What’s the role of the advocacy community in the affordable housing movement?

I think that advocacy is a continuum. And for those of us who are in a provision of services role, I don’t think it’s either appropriate or reasonable to also expect us to be in the purest of advocacy roles. Certainly we need people and organizations that are willing to advocate on behalf of those who are being left out, and to advocate strongly and maybe in ways that others find upsetting. There’s still very much a role for the community organization that is not wedded to outside funding sources, that is really focused on expressing the community’s drives and needs. But we also need to recognize that there are those of us that are working in partnership to achieve some of the same goals who are not going to be able to take those positions.

Also, in the community development field a role we tend to forget is to help people actively participate in the political system, to vote, to express their opinion, to use the ballot box to send messages.

What particular stories stand out in your mind from your time at NRC?
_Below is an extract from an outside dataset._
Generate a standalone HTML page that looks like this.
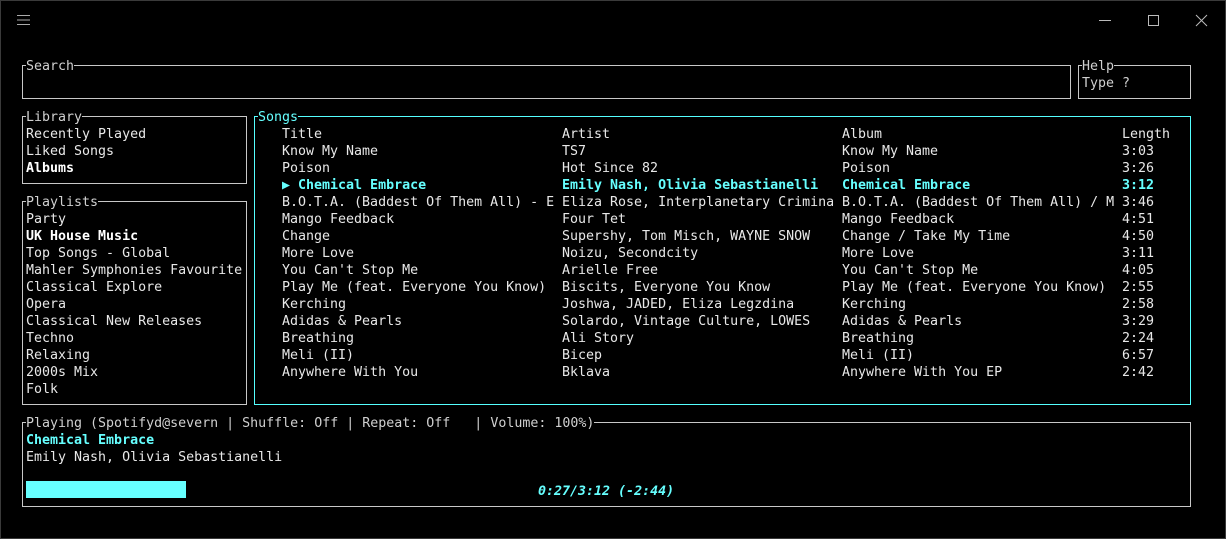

You know, the stories that strike me the most are the individual stories. A woman in Maryland who hesitantly approached the NeighborWorks® organization to see if she could buy a home, and today she’s sitting on the city council. A woman in California, who owned her home and was concerned about the community’s deterioration, particularly the kids not having anything to do, and started a tutoring program in her garage, and who now is known throughout California not only for that, but for her community leadership.
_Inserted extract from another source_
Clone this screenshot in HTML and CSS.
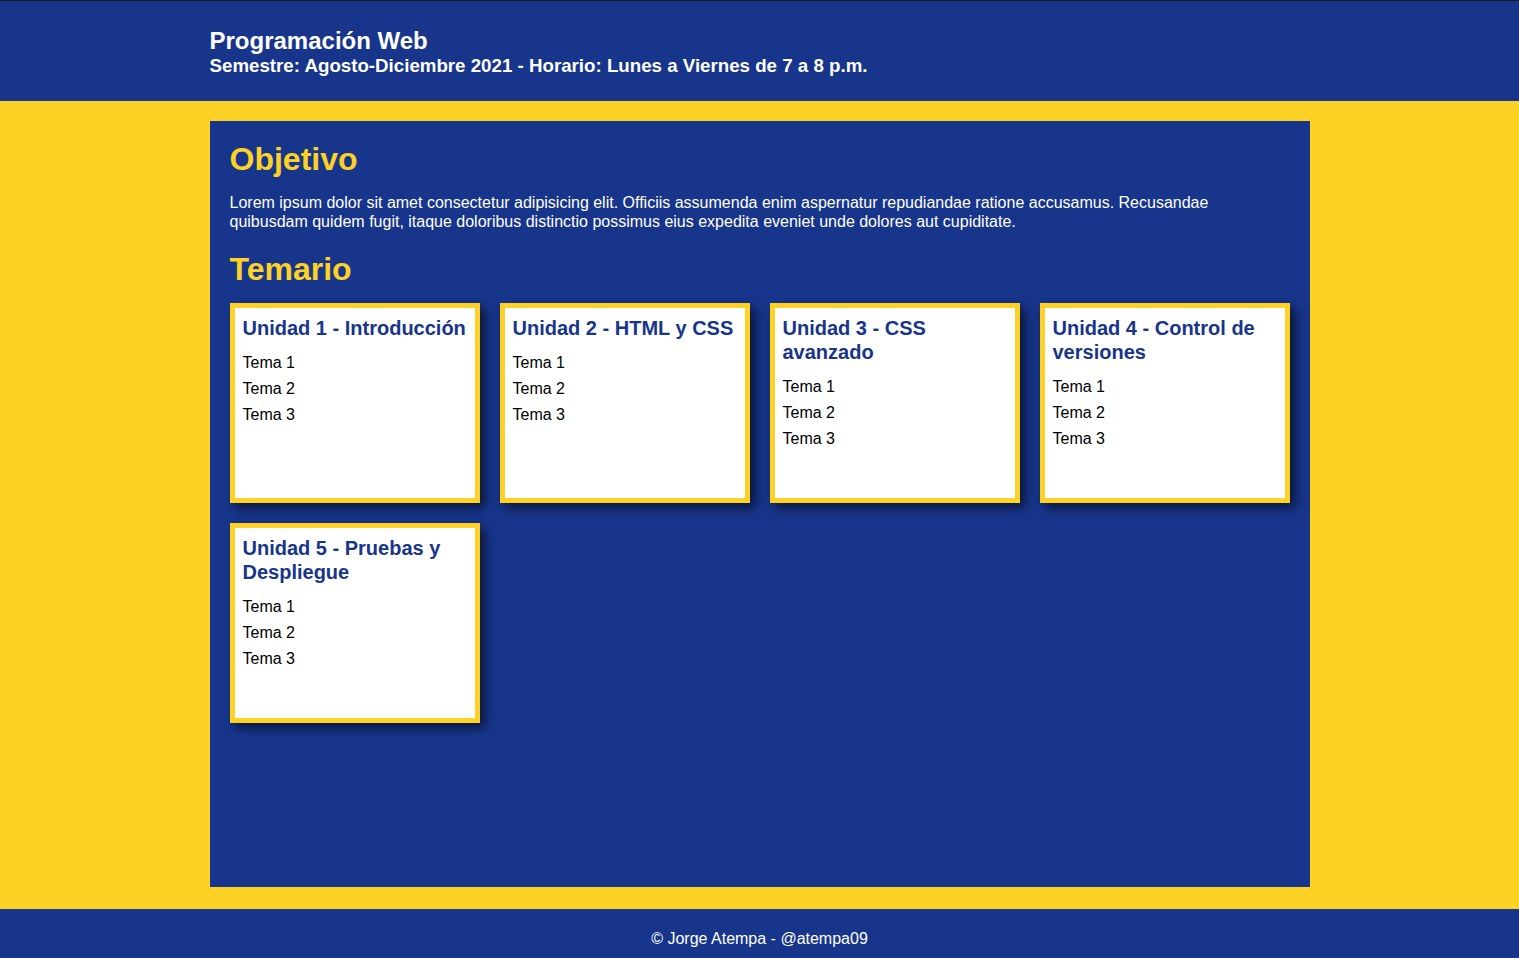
FILE: index.html
```
<!DOCTYPE html>
<html lang="es">
<head>
<meta charset="utf-8">
<title>Programación Web</title>
<link rel="stylesheet" href="styles.css">
</head>
<body>
<header class="site-header">
  <div class="wrap">
    <h1 class="site-title">Programación Web</h1>
    <p class="site-sub">Semestre: Agosto-Diciembre 2021 - Horario: Lunes a Viernes de 7 a 8 p.m.</p>
  </div>
</header>
<main class="main">
  <h2 class="section-title objetivo">Objetivo</h2>
  <p class="intro">Lorem ipsum dolor sit amet consectetur adipisicing elit. Officiis assumenda enim aspernatur repudiandae ratione accusamus. Recusandae quibusdam quidem fugit, itaque doloribus distinctio possimus eius expedita eveniet unde dolores aut cupiditate.</p>
  <h2 class="section-title temario">Temario</h2>
  <div class="cards">
    <section class="card">
      <h3 class="card-title">Unidad 1 - Introducción</h3>
      <ul class="topics"><li>Tema 1</li><li>Tema 2</li><li>Tema 3</li></ul>
    </section>
    <section class="card">
      <h3 class="card-title">Unidad 2 - HTML y CSS</h3>
      <ul class="topics"><li>Tema 1</li><li>Tema 2</li><li>Tema 3</li></ul>
    </section>
    <section class="card">
      <h3 class="card-title">Unidad 3 - CSS avanzado</h3>
      <ul class="topics"><li>Tema 1</li><li>Tema 2</li><li>Tema 3</li></ul>
    </section>
    <section class="card">
      <h3 class="card-title">Unidad 4 - Control de versiones</h3>
      <ul class="topics"><li>Tema 1</li><li>Tema 2</li><li>Tema 3</li></ul>
    </section>
    <section class="card">
      <h3 class="card-title">Unidad 5 - Pruebas y Despliegue</h3>
      <ul class="topics"><li>Tema 1</li><li>Tema 2</li><li>Tema 3</li></ul>
    </section>
  </div>
</main>
<footer class="site-footer">© Jorge Atempa - @atempa09</footer>
</body>
</html>
```
FILE: styles.css
```
* { box-sizing: border-box; }
html, body { margin: 0; padding: 0; }
body {
  background: #fdd224;
  font-family: "Liberation Sans", Arial, sans-serif;
  color: #fff;
}
.site-header {
  background: #17358b;
  border-top: 1px solid #1b1b1b;
  height: 101px;
  padding-top: 26px;
}
.wrap {
  width: 1100px;
  margin: 0 auto;
}
.site-title {
  margin: 0;
  font-size: 24px;
  font-weight: bold;
  line-height: 27px;
}
.site-sub {
  margin: 1px 0 0;
  font-size: 18.72px;
  font-weight: bold;
}
.main {
  width: 1100px;
  height: 766px;
  margin: 20px auto 22px;
  background: #17358b;
  padding: 20px 20px 20px;
}
.section-title {
  margin: 0 0 16px;
  font-size: 32px;
  font-weight: bold;
  color: #fdd224;
}
.objetivo { margin-bottom: 15px; }
.intro {
  margin: 0 0 20px;
  font-size: 16px;
  line-height: 19px;
  color: #fff;
}
.temario { margin-bottom: 15px; }
.cards {
  display: grid;
  grid-template-columns: repeat(4, 250px);
  gap: 20px;
}
.card {
  height: 200px;
  background: #fff;
  border: 5px solid #fdd224;
  padding: 8px 8px;
  box-shadow: 5px 5px 10px rgba(0, 0, 0, 0.6);
}
.card-title {
  margin: 0 0 10px;
  font-size: 20px;
  line-height: 24px;
  font-weight: bold;
  color: #17358b;
}
.topics {
  list-style: none;
  margin: 0;
  padding: 0;
  color: #000;
  font-size: 16px;
  line-height: 26px;
}
.site-footer {
  background: #17358b;
  height: 49px;
  padding-top: 21px;
  text-align: center;
  font-size: 16px;
  color: #fff;
}
```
I’m struck every time somebody who has been helped to rehabilitate or purchase their home walks you through it. I was in Laredo last year with a family that had moved from about 700 square feet – I think they had four children – to a home where each child had a bedroom and their son and daughter, who previously had had academic trouble were now doing very, very well. I think we tend to forget that housing’s about security. It’s about long-term planning. It’s about building a future for your kids. And that’s what drives the people we work with.